Col passare del tempo tutti noi abbiamo avuto di stupirci di quanto si rimpicciolissero le dimensioni dei supporti di memoria.
Lo stesso Isaac Asimov ha ammesso che tra tutte le sue straordinarie visioni del futuro, una si è dimostrata sbagliata: mentre nella sua mente i computer del futuro sarebbero stati giganteschi, occupando intere stanze, la realtà è invece completamente diversa.
I computer, e con essi i supporti di memoria, sono diventati sempre più piccoli. Ma il gruppo di ricerca che ha pubblicato l’articolo comparso questa settimana sulla rivista Science detiene decisamente il record. Infatti sono riusciti a incastrare un bit di memoria in niente di più che 12 atomi! La squadra, composta da scienziati dell’IBM e dell’istituto di ricerca tedesco CFEL (Center for Free-Electron Laser Science) concentrano un byte di memoria (8 bit) in 96 atomi. È veramente un risultato incredibile se pensiamo che in un moderno hard drive ha bisogno di più di mezzo miliardo di atomi per byte.
Per ottenere questo risultato gli scienziato hanno lavorato al centro di ricerca della IMB a San Jose, in California. Tramite un microscopio a effetto tunnel, i ricercatori hanno pazientemente allineatogli atomi di ferro, uno a uno, in fila per sei (senza resto di uno). Due file corrispondono a un bit, mentre otto file sono un byte e corrispondono a una superficie di 4 per 16 nanometri, riducendo di centinaia di volte la superficie necessaria per lo storage, in confronto agli attuali hard disc.
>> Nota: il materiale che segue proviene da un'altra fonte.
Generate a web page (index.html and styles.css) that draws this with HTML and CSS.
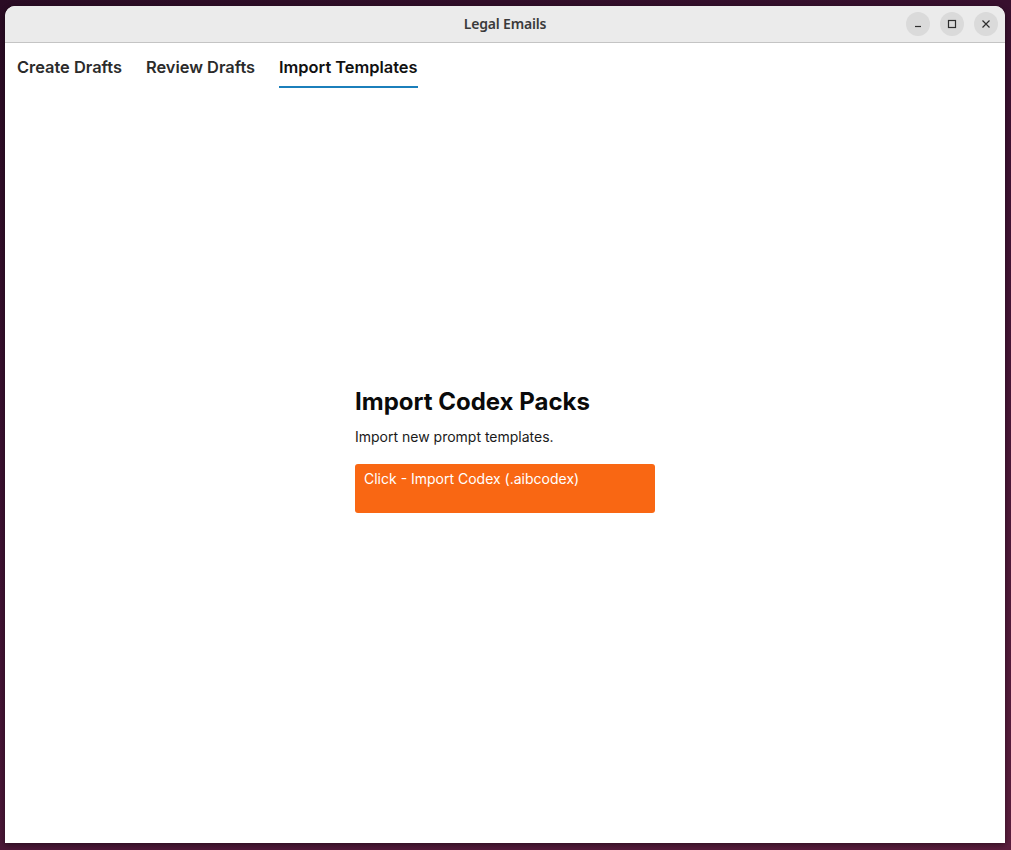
FILE: index.html
```html
<!DOCTYPE html>
<html>
<head>
<meta charset="utf-8">
<link rel="stylesheet" href="styles.css">
</head>
<body>
<div class="window">
  <div class="titlebar">
    <div class="title">Legal Emails</div>
    <div class="controls">
      <span class="ctl"><svg width="10" height="10" viewBox="0 0 10 10"><path d="M2 7.5h6" stroke="#2e2e2e" stroke-width="1.2"/></svg></span>
      <span class="ctl"><svg width="10" height="10" viewBox="0 0 10 10"><rect x="1.5" y="1.5" width="7" height="7" fill="none" stroke="#2e2e2e" stroke-width="1.2"/></svg></span>
      <span class="ctl"><svg width="10" height="10" viewBox="0 0 10 10"><path d="M1.5 1.5l7 7M8.5 1.5l-7 7" stroke="#2e2e2e" stroke-width="1.2"/></svg></span>
    </div>
  </div>
  <div class="app">
    <nav class="tabs">
      <div class="tab">Create Drafts</div>
      <div class="tab">Review Drafts</div>
      <div class="tab active">Import Templates</div>
    </nav>
    <main class="content">
      <section class="panel">
        <h1>Import Codex Packs</h1>
        <p>Import new prompt templates.</p>
        <button class="import">Click - Import Codex (.aibcodex)</button>
      </section>
    </main>
  </div>
</div>
</body>
</html>
```

FILE: styles.css
```css
html, body {
  margin: 0;
  height: 100%;
}
body {
  background: linear-gradient(160deg, #2a0c24 0%, #3f1233 45%, #5c1e3e 100%);
  overflow: hidden;
}
.window {
  margin: 6px 6px 0 5px;
  width: 1000px;
  height: 837px;
  background: #fff;
  border-radius: 10px 10px 0 0;
  display: flex;
  flex-direction: column;
  box-shadow: 0 2px 6px rgba(0,0,0,0.45);
}
.titlebar {
  height: 36px;
  flex: none;
  background: #ebebeb;
  border-bottom: 1px solid #c4c4c4;
  border-radius: 10px 10px 0 0;
  position: relative;
  display: flex;
  align-items: center;
  justify-content: center;
}
.title {
  font-family: "Noto Sans", "DejaVu Sans", sans-serif;
  font-weight: 600;
  font-size: 14px;
  color: #3a3a3a;
  letter-spacing: -0.2px;
  margin-top: -1px;
}
.controls {
  position: absolute;
  right: 7px;
  top: 6px;
  display: flex;
  gap: 10px;
}
.ctl {
  width: 24px;
  height: 24px;
  border-radius: 50%;
  background: #dadada;
  display: flex;
  align-items: center;
  justify-content: center;
}
.app {
  flex: 1;
  display: flex;
  flex-direction: column;
  font-family: Inter, "Noto Sans", sans-serif;
}
.tabs {
  display: flex;
  gap: 24px;
  padding: 0 12px;
  flex: none;
}
.tab {
  font-size: 16.4px;
  font-weight: 600;
  color: #2b2b2b;
  padding: 14px 0 9px;
  border-bottom: 2px solid transparent;
  line-height: 20px;
}
.tab.active {
  color: #111;
  border-bottom-color: #1b7fbb;
}
.content {
  flex: 1;
  display: flex;
  justify-content: center;
  align-items: flex-start;
}
.panel {
  width: 300px;
  margin-top: 299px;
}
.panel h1 {
  margin: 0;
  font-size: 24px;
  font-weight: 700;
  color: #0a0a0a;
  line-height: 30px;
}
.panel p {
  margin: 11px 0 0;
  font-size: 14px;
  color: #1a1a1a;
  line-height: 18px;
}
.import {
  margin-top: 18px;
  width: 300px;
  height: 49px;
  border: none;
  border-radius: 3px;
  background: #f96713;
  color: #fff;
  font-family: Inter, "Noto Sans", sans-serif;
  font-size: 14px;
  text-align: left;
  padding: 6px 9px;
  display: flex;
  align-items: flex-start;
}
```
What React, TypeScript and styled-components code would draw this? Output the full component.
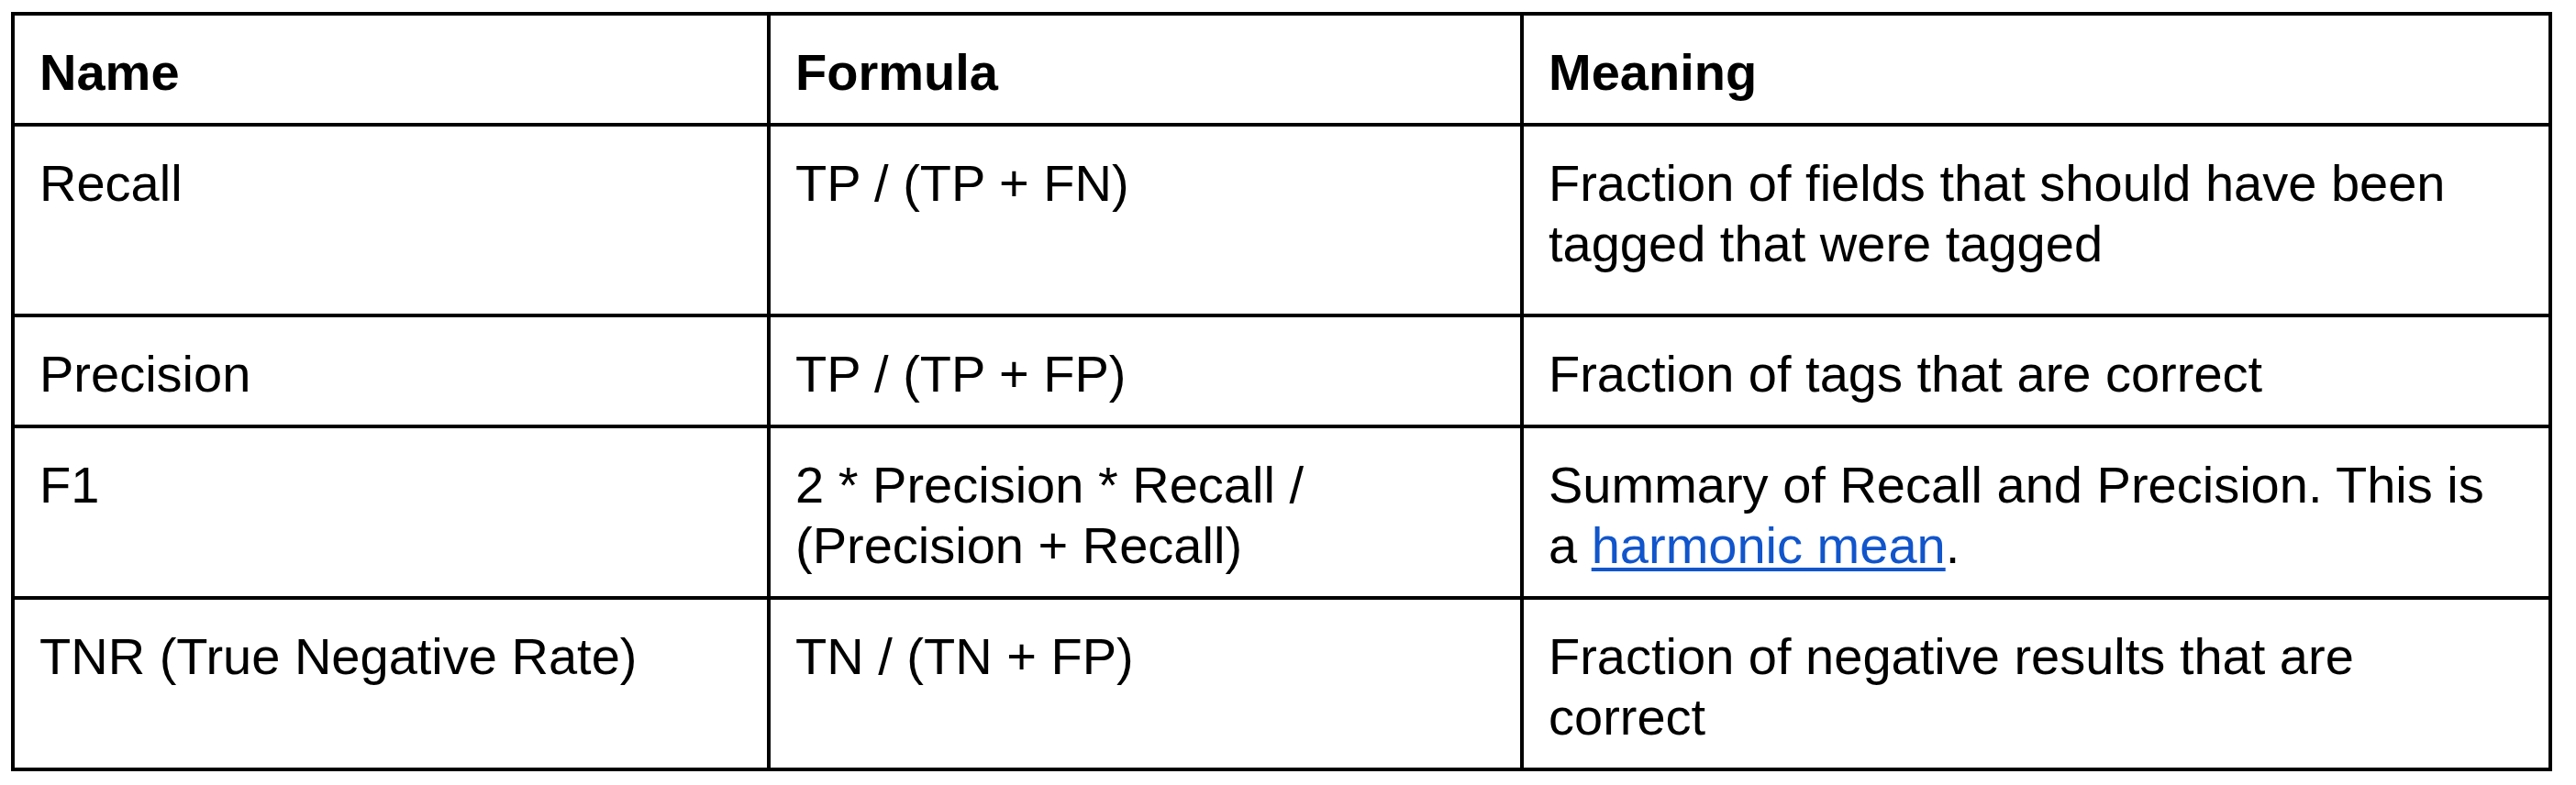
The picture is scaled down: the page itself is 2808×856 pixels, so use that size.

Il trucco, in tutto questo, sta nel fatto che le due file di atomi possono essere magnetizzate e possono assumere due stati di magnetizzazione, corrispondenti ai classici 0 e 1, e tramite il microscopio a effetto tunnel è possibile inviare un leggero impulso elettrico che fa cambiare lo stato da 0 a 1 o viceversa. Tramite lo stesso strumento è anche possibile leggere lo stato del sistema, per accedere ai dati. Il piccolo problema, al momento, è che il sistema ha bisogno di una temperatura bassissima, ed attualmente stabile solo a 268 gradi sottozero, ovvero a 5 gradi Kelvin. I ricercatori però sono ottimisti, infatti un blocco di 200 atomi riesce ad essere già stabile a temperatura ambiente, per cui l’obiettivo di creare supporti di memoria a livello atomico non è molto lontano.
Il principio fisico utilizzato per realizzare questo obiettivo è l’antiferromagnetismo, da non confondersi con il ferromagnetismo. Ricorderete dagli studi scolastici che un materiale si dice ferromagnetico quando i suoi atomi hanno un momento magnetico (una direzione preferenziale, legata allo spin degli elettroni che li compongono) e questi momenti magnetici sono sempre allineati tra loro. Nei materiali antiferromagnetici le direzioni dei momenti magnetici sono allineati in direzioni oppose, uno a uno, cosicché il materiale risulta neutro localmente. Questa proprietà però si vede solo a temperture bassissime. A temperature più alte della temperatura di Néel (che varia da materiale a materiale) gli atomi dei materiali antiferromagnetici diventano disordinate e il materiale diventa “paramegnetico”.
L’idea presentata nell’articolo (e spiegata per esempio qui o qui) è secondo me particolarmente geniale perché per ridurre la dimensione dei sistemi di immagazzinamento dati, non hanno cercato di miniaturizzare gli elementi esistenti. Al contrario, sono partiti dagli elementi più piccoli, gli atomi, per studiarne le proprierà e cercare di usarli al fine dell’immagazzinamento dati. Insomma, se la montagna non va a Maometto, Maometto va alla montagna! (o era il contrario?)